Comparing the APR across different loan offers is the most effective action a borrower can take to standardize product evaluation. A loan with a lower nominal rate but a high arrangement fee may ultimately have a higher APR than a loan with a slightly higher nominal rate and zero fees. The standardized APR metric makes these disparate products directly comparable for the consumer.
In the European Union context, the comparable metric is the Annual Percentage Rate of Charge (APRC). This serves the identical function of incorporating all mandatory costs into a single, comprehensive percentage. While US law focuses on the APR, the principle remains that the arrangement fee is a mandatory cost of credit.
Borrowers possess several strategies for mitigating or avoiding the arrangement fee entirely. The most direct approach is negotiation, often successful for applicants with excellent credit profiles or for high-value commercial transactions. Lenders may waive or reduce the fee to secure a highly qualified borrower, viewing long-term interest revenue as compensation for the upfront loss.

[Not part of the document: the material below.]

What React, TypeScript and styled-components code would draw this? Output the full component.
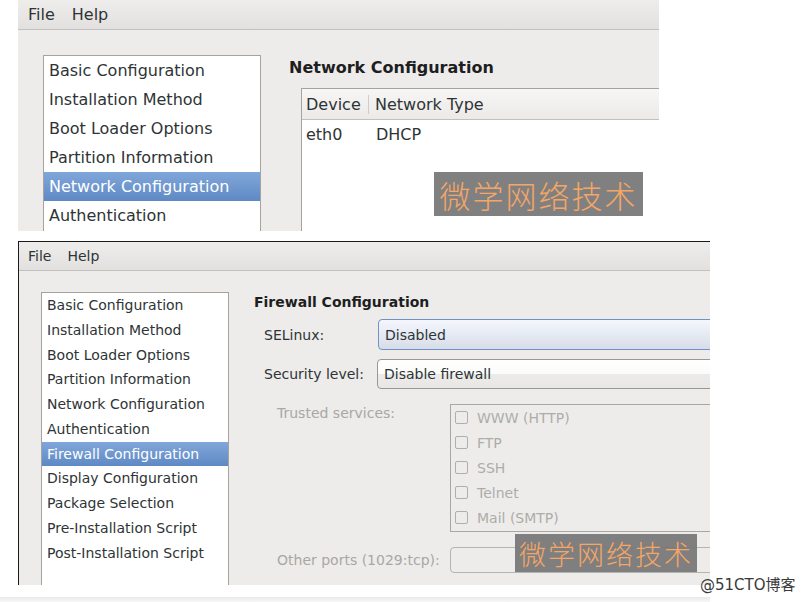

The negotiating leverage increases significantly when the borrower presents competing loan estimates from other financial institutions.
Another common strategy is choosing a “fee-free” product offered by the lender. These products eliminate the upfront charge, but the lender compensates for the lost revenue by implementing a higher nominal interest rate. This trade-off shifts the cost from an immediate cash outlay to a higher total interest paid over the life of the loan.
For example, a lender might offer a 6.0% rate with a 1.5% fee or a 6.25% rate with no fee; the borrower must determine which structure provides the lower total cost based on their expected loan duration.
Finally, understanding the difference between a lender’s fee and a broker’s fee can facilitate better cost management. A direct lender charges the arrangement fee for its own underwriting costs, while a mortgage broker may charge a separate “origination” or “service” fee for facilitating the transaction. Borrowers can often negotiate the broker’s service fee more readily than the institutional lender’s standardized arrangement fee.